→ **Required work**: Your task is to transcribe all of the data below exactly, omitting the images.

========================

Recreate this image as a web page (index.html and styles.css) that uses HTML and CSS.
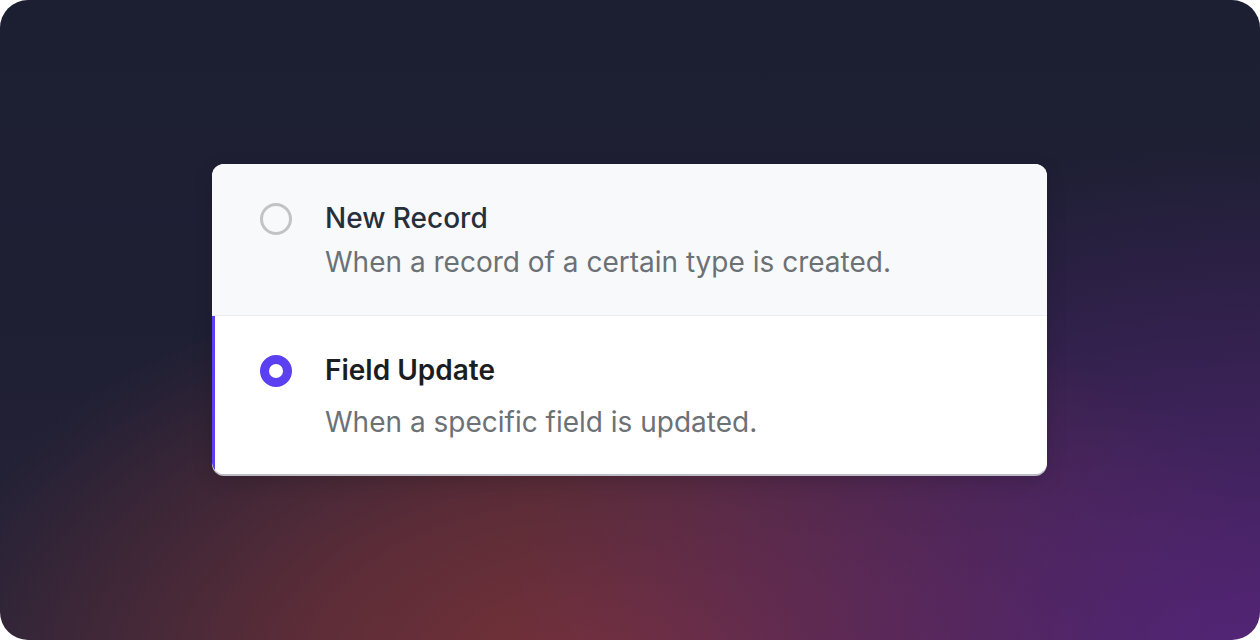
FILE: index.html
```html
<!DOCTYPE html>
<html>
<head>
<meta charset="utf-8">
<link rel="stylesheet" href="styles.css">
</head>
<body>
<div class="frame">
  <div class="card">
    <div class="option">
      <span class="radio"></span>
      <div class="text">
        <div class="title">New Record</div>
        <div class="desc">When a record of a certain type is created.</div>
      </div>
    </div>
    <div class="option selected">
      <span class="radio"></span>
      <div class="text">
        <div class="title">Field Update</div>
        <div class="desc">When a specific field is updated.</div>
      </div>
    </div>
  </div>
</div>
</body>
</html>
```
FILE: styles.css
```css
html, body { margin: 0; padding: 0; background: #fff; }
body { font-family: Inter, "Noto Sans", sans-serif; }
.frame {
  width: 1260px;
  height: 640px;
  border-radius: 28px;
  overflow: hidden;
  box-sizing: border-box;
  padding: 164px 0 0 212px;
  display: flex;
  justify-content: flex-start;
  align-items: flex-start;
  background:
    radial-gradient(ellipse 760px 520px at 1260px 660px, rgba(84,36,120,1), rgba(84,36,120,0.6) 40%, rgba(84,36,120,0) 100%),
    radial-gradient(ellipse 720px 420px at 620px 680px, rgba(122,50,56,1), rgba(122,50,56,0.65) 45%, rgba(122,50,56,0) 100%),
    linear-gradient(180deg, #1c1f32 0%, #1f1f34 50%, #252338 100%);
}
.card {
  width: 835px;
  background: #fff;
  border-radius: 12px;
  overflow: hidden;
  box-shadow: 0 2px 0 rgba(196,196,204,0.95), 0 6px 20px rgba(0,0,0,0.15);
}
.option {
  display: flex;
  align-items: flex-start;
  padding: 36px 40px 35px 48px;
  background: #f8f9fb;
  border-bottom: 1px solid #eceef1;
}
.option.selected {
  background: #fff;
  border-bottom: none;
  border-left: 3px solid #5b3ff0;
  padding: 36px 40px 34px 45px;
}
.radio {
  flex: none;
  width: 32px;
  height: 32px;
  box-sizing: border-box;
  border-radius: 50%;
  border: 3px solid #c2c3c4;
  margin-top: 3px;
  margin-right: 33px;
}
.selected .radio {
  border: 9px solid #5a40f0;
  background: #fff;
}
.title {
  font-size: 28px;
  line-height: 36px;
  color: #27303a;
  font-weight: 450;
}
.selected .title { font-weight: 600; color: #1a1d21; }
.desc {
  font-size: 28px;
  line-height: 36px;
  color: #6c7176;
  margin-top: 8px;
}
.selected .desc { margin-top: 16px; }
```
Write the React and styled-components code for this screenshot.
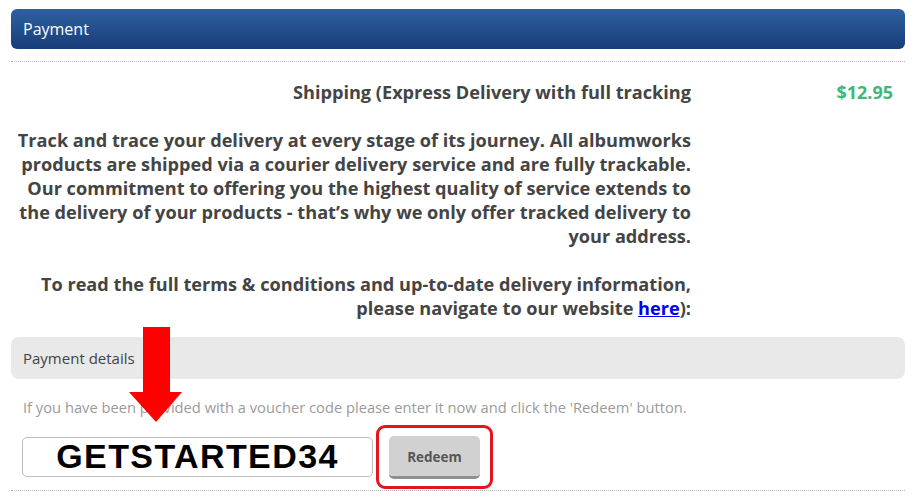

========================

→ **Solved exercise**:
Recreate this image as a web page (index.html and styles.css) that uses HTML and CSS.
FILE: index.html
```html
<!DOCTYPE html>
<html>
<head>
<meta charset="utf-8">
<link rel="stylesheet" href="styles.css">
</head>
<body>
<div class="frame">
  <div class="card">
    <div class="option">
      <span class="radio"></span>
      <div class="text">
        <div class="title">New Record</div>
        <div class="desc">When a record of a certain type is created.</div>
      </div>
    </div>
    <div class="option selected">
      <span class="radio"></span>
      <div class="text">
        <div class="title">Field Update</div>
        <div class="desc">When a specific field is updated.</div>
      </div>
    </div>
  </div>
</div>
</body>
</html>
```
FILE: styles.css
```css
html, body { margin: 0; padding: 0; background: #fff; }
body { font-family: Inter, "Noto Sans", sans-serif; }
.frame {
  width: 1260px;
  height: 640px;
  border-radius: 28px;
  overflow: hidden;
  box-sizing: border-box;
  padding: 164px 0 0 212px;
  display: flex;
  justify-content: flex-start;
  align-items: flex-start;
  background:
    radial-gradient(ellipse 760px 520px at 1260px 660px, rgba(84,36,120,1), rgba(84,36,120,0.6) 40%, rgba(84,36,120,0) 100%),
    radial-gradient(ellipse 720px 420px at 620px 680px, rgba(122,50,56,1), rgba(122,50,56,0.65) 45%, rgba(122,50,56,0) 100%),
    linear-gradient(180deg, #1c1f32 0%, #1f1f34 50%, #252338 100%);
}
.card {
  width: 835px;
  background: #fff;
  border-radius: 12px;
  overflow: hidden;
  box-shadow: 0 2px 0 rgba(196,196,204,0.95), 0 6px 20px rgba(0,0,0,0.15);
}
.option {
  display: flex;
  align-items: flex-start;
  padding: 36px 40px 35px 48px;
  background: #f8f9fb;
  border-bottom: 1px solid #eceef1;
}
.option.selected {
  background: #fff;
  border-bottom: none;
  border-left: 3px solid #5b3ff0;
  padding: 36px 40px 34px 45px;
}
.radio {
  flex: none;
  width: 32px;
  height: 32px;
  box-sizing: border-box;
  border-radius: 50%;
  border: 3px solid #c2c3c4;
  margin-top: 3px;
  margin-right: 33px;
}
.selected .radio {
  border: 9px solid #5a40f0;
  background: #fff;
}
.title {
  font-size: 28px;
  line-height: 36px;
  color: #27303a;
  font-weight: 450;
}
.selected .title { font-weight: 600; color: #1a1d21; }
.desc {
  font-size: 28px;
  line-height: 36px;
  color: #6c7176;
  margin-top: 8px;
}
.selected .desc { margin-top: 16px; }
```
Write the React and styled-components code for this screenshot.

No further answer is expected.